>>>>>
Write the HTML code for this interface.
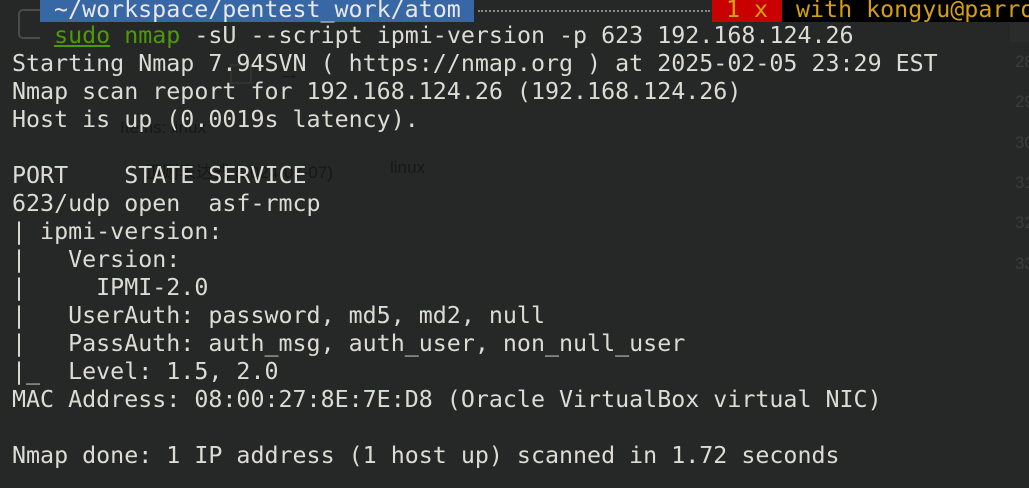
<!DOCTYPE html>
<html><head><meta charset="utf-8"><style>
html,body{margin:0;padding:0;width:1029px;height:488px;overflow:hidden;background:#262727;}
.t{position:absolute;left:12px;top:-6px;font-family:"DejaVu Sans Mono","Liberation Mono",monospace;font-size:23.3px;line-height:28px;color:#dcdcd4;white-space:pre;}
.b{position:absolute;top:-3px;font-family:"DejaVu Sans Mono","Liberation Mono",monospace;font-size:23.3px;line-height:26px;white-space:pre;}
.g{position:absolute;font-family:"Liberation Sans","Noto Sans CJK SC",sans-serif;color:#141414;opacity:.8;font-size:17px;white-space:pre;}
.n{position:absolute;left:1015px;font-family:"Liberation Sans",sans-serif;font-size:17px;color:#3c3c3c;}
</style></head><body>
<div style="position:absolute;left:1010px;top:0;width:19px;height:42px;background:#2b2b2b"></div>
<div style="position:absolute;left:18px;top:9px;width:20px;height:26px;border:2px solid #4a4a4a;border-right:none;border-radius:5px 0 0 5px"></div>
<div style="position:absolute;left:40px;top:0;width:434px;height:22px;background:#3867a6"></div>
<div style="position:absolute;left:478px;top:10px;width:232px;border-top:2px dotted #888"></div>
<div style="position:absolute;left:712px;top:0;width:70px;height:22px;background:#c80000"></div>
<div style="position:absolute;left:782px;top:0;width:247px;height:22px;background:#000"></div>
<div class="b" style="left:54px;color:#e8e8e8">~/workspace/pentest_work/atom</div>
<div class="b" style="left:726px;color:#d4a010">1 x</div>
<div class="b" style="left:796px;color:#d4a010">with kongyu@parrot</div>
<div class="g" style="left:120px;top:118px">Items: linux</div>
<div class="g" style="left:145px;top:158px">正则表达式 (2024-07-07)</div>
<div class="g" style="left:390px;top:158px">linux</div>
<div style="position:absolute;left:230px;top:64px;width:18px;height:16px;border:2px solid #3a3a3a;opacity:.6"></div>
<div class="g" style="left:278px;top:60px;font-size:22px">→</div>
<div class="n" style="top:52px">28</div>
<div class="n" style="top:92px">29</div>
<div class="n" style="top:133px">30</div>
<div class="n" style="top:173px">31</div>
<div class="n" style="top:213px">32</div>
<div class="n" style="top:254px">33</div>
<div class="t">
   <span style="color:#4e9a06;text-decoration:underline">sudo</span> <span style="color:#4e9a06">nmap</span> -sU --script ipmi-version -p 623 192.168.124.26
Starting Nmap 7.94SVN ( https://nmap.org ) at 2025-02-05 23:29 EST
Nmap scan report for 192.168.124.26 (192.168.124.26)
Host is up (0.0019s latency).

PORT    STATE SERVICE
623/udp open  asf-rmcp
| ipmi-version:
|   Version:
|     IPMI-2.0
|   UserAuth: password, md5, md2, null
|   PassAuth: auth_msg, auth_user, non_null_user
|_  Level: 1.5, 2.0
MAC Address: 08:00:27:8E:7E:D8 (Oracle VirtualBox virtual NIC)

Nmap done: 1 IP address (1 host up) scanned in 1.72 seconds</div>
</body></html>
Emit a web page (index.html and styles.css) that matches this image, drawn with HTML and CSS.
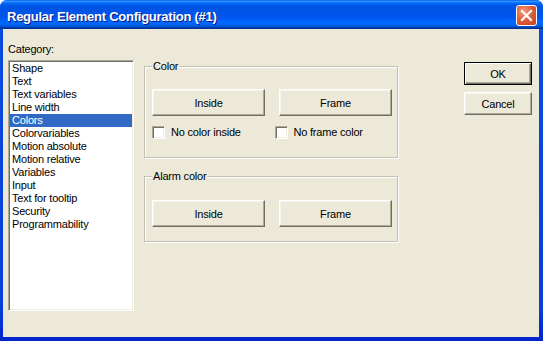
FILE: index.html
```html
<!DOCTYPE html>
<html lang="en">
	<head>
	<title>Regular Element Configuration (#1)</title>
	<link rel="stylesheet" href="styles.css">
	</head>

	<body>
	<div class="window">
		<!-- title bar -->
		<div class="titlebar">
			<span class="title">Regular Element Configuration (#1)</span>
			<button type="button" class="close" aria-label="Close">
				<svg width="19" height="19" viewBox="0 0 19 19">
					<path d="M5 5 L14 14 M14 5 L5 14" stroke="#fff" stroke-width="2.2" stroke-linecap="square"/>
				</svg>
			</button>
		</div>

		<div class="client">
			<!-- category list -->
			<div class="category">
				<div class="caption">Category:</div>
				<ul class="listbox">
					<li>Shape</li>
					<li>Text</li>
					<li>Text variables</li>
					<li>Line width</li>
					<li class="selected">Colors</li>
					<li>Colorvariables</li>
					<li>Motion absolute</li>
					<li>Motion relative</li>
					<li>Variables</li>
					<li>Input</li>
					<li>Text for tooltip</li>
					<li>Security</li>
					<li>Programmability</li>
				</ul>
			</div>

			<!-- page: colors -->
			<div class="page">
				<div class="group group-color">
					<span class="group-title">Color</span>
					<div class="btn-row">
						<button type="button" class="btn wide">Inside</button>
						<button type="button" class="btn wide">Frame</button>
					</div>
					<div class="check-row">
						<label class="check"><span class="box"></span>No color inside</label>
						<label class="check"><span class="box"></span>No frame color</label>
					</div>
				</div>

				<div class="group group-alarm">
					<span class="group-title">Alarm color</span>
					<div class="btn-row">
						<button type="button" class="btn wide">Inside</button>
						<button type="button" class="btn wide">Frame</button>
					</div>
				</div>
			</div>

			<!-- dialog buttons -->
			<div class="actions">
				<button type="button" class="btn small default">OK</button>
				<button type="button" class="btn small">Cancel</button>
			</div>
		</div>
	</div>
	</body>
</html>
```

FILE: styles.css
```css
body {
	margin: 0;
	background: #fff;
	font: normal 11px "Liberation Sans", Arial, sans-serif;
	letter-spacing: -0.2px;
	color: #000;
}

.window {
	width: 543px;
	height: 341px;
	box-sizing: border-box;
	border-radius: 7px 7px 0 0;
	background: linear-gradient(to bottom, #0a4ce0 0%, #083fd8 90%, #0024cc 100%);
	overflow: hidden;
}

.titlebar {
	display: flex;
	justify-content: space-between;
	align-items: flex-start;
	height: 29px;
	padding: 0 6px 0 7px;
	box-sizing: border-box;
	background: linear-gradient(to bottom, #0058ee 0%, #3593ff 4%, #288eff 6%, #127dff 8%, #036ffc 10%, #0262ee 14%, #0057e5 20%, #0054e3 24%, #0055eb 56%, #005bf5 66%, #026afe 76%, #0062ef 86%, #0052d6 92%, #0040ab 94%, #003092 100%);
}

.title {
	padding-top: 10px;
	font: bold 13px "Liberation Sans", Arial, sans-serif;
	line-height: 13px;
	letter-spacing: -0.25px;
	color: #fff;
	text-shadow: 1px 1px 0 #0a1883;
}

.close {
	width: 21px;
	height: 21px;
	margin-top: 5px;
	padding: 0;
	box-sizing: border-box;
	border: 1px solid #fff;
	border-radius: 3px;
	background: radial-gradient(circle at 35% 30%, #f0a080 0%, #e0603c 45%, #c83c18 100%);
	display: flex;
	align-items: center;
	justify-content: center;
}

.client {
	display: flex;
	align-items: flex-start;
	height: 308px;
	margin: 0 4px 4px 3px;
	padding: 14px 0 0 5px;
	box-sizing: border-box;
	background: #ece9d8;
}

.caption {
	line-height: 13px;
	margin-bottom: 4px;
}

.listbox {
	width: 126px;
	height: 251px;
	margin: 0;
	padding: 1px;
	box-sizing: border-box;
	list-style: none;
	background: #fff;
	border: 1px solid;
	border-color: #aca899 #fff #fff #aca899;
	box-shadow: inset 1px 1px 0 #716f64, inset -1px -1px 0 #f1efe2;
}

.listbox li {
	height: 13px;
	line-height: 13px;
	padding-left: 2px;
	white-space: nowrap;
}

.listbox li.selected {
	background: #316ac5;
	color: #fff;
}

.page {
	width: 254px;
	margin-left: 10px;
	padding-top: 23px;
}

.group {
	position: relative;
	box-sizing: border-box;
	border: 1px solid #c3c0b1;
	box-shadow: inset 1px 1px 0 #fff, 1px 1px 0 #fff;
	padding-left: 7px;
}

.group-color {
	height: 92px;
	padding-top: 22px;
}

.group-alarm {
	height: 66px;
	margin-top: 18px;
	padding-top: 23px;
}

.group-title {
	position: absolute;
	top: -7px;
	left: 7px;
	padding: 0 1px;
	line-height: 13px;
	background: #ece9d8;
}

.btn-row {
	display: flex;
	gap: 14px;
}

.btn {
	padding: 0;
	box-sizing: border-box;
	font: normal 11px "Liberation Sans", Arial, sans-serif;
	letter-spacing: -0.2px;
	color: #000;
	background: #ece9d8;
	border: 1px solid;
	border-color: #fff #716f64 #716f64 #fff;
	box-shadow: inset -1px -1px 0 #aca899, inset 1px 1px 0 #f4f3ee;
}

.btn.wide {
	width: 113px;
	height: 27px;
}

.btn.small {
	width: 68px;
	height: 23px;
}

.btn.default {
	border: 1px solid #000;
	box-shadow: inset 1px 1px 0 #fff, inset -1px -1px 0 #716f64, inset -2px -2px 0 #aca899;
}

.check-row {
	display: flex;
	margin-top: 10px;
}

.check {
	display: flex;
	align-items: center;
	gap: 6px;
	width: 127px;
	line-height: 13px;
	white-space: nowrap;
}

.box {
	width: 13px;
	height: 13px;
	box-sizing: border-box;
	background: #fff;
	border: 1px solid;
	border-color: #aca899 #fff #fff #aca899;
	box-shadow: inset 1px 1px 0 #716f64, inset -1px -1px 0 #f1efe2;
}

.actions {
	display: flex;
	flex-direction: column;
	gap: 7px;
	margin-left: 66px;
	padding-top: 19px;
}
```
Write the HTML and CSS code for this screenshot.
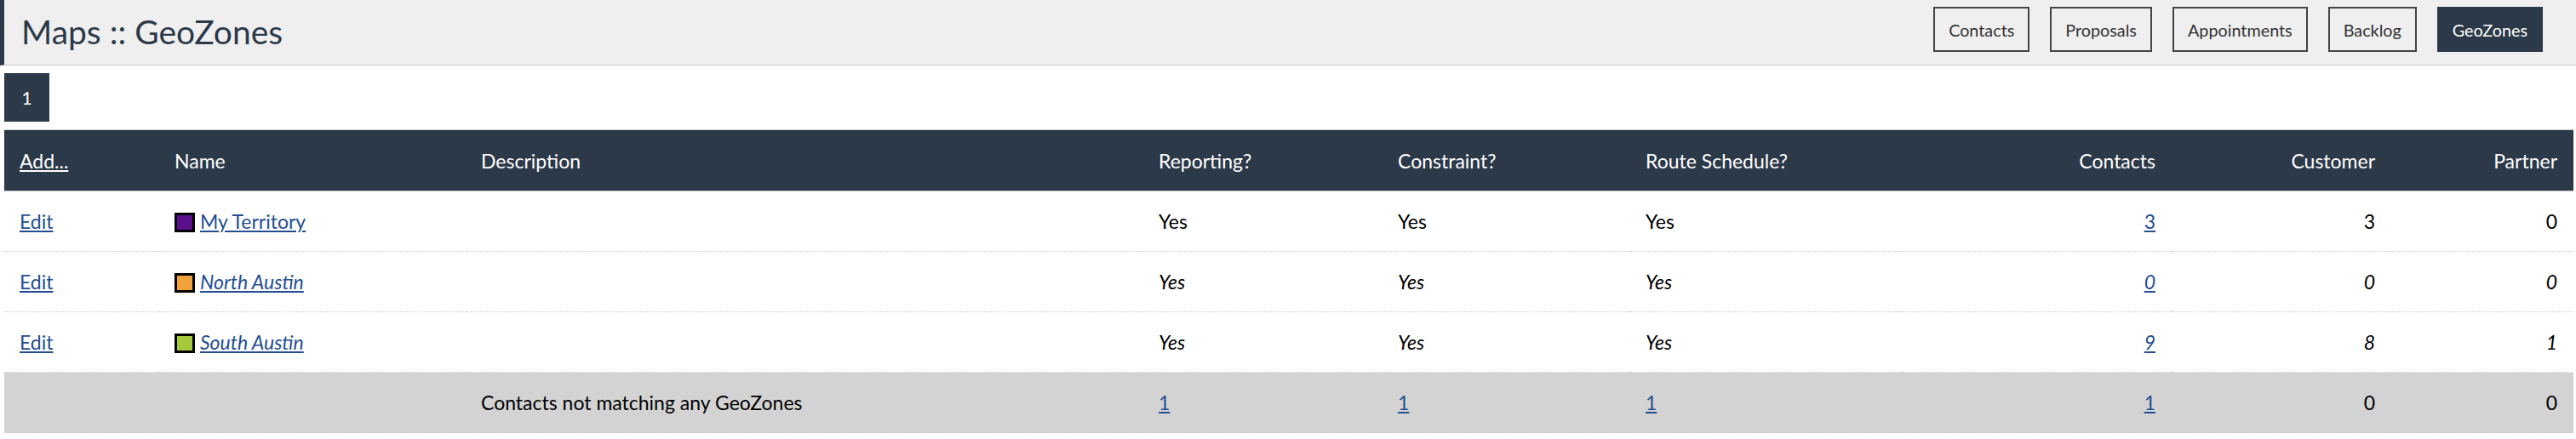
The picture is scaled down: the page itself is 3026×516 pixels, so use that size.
<<<<<
Filter the entries down to the lines with the word "size" in them.

.t{position:absolute;left:12px;top:-6px;font-family:"DejaVu Sans Mono","Liberation Mono",monospace;font-size:23.3px;line-height:28px;color:#dcdcd4;white-space:pre;}
.b{position:absolute;top:-3px;font-family:"DejaVu Sans Mono","Liberation Mono",monospace;font-size:23.3px;line-height:26px;white-space:pre;}
.g{position:absolute;font-family:"Liberation Sans","Noto Sans CJK SC",sans-serif;color:#141414;opacity:.8;font-size:17px;white-space:pre;}
.n{position:absolute;left:1015px;font-family:"Liberation Sans",sans-serif;font-size:17px;color:#3c3c3c;}
<div class="g" style="left:278px;top:60px;font-size:22px">→</div>
The picture is scaled down: the page itself is 3026×516 pixels, so use that size.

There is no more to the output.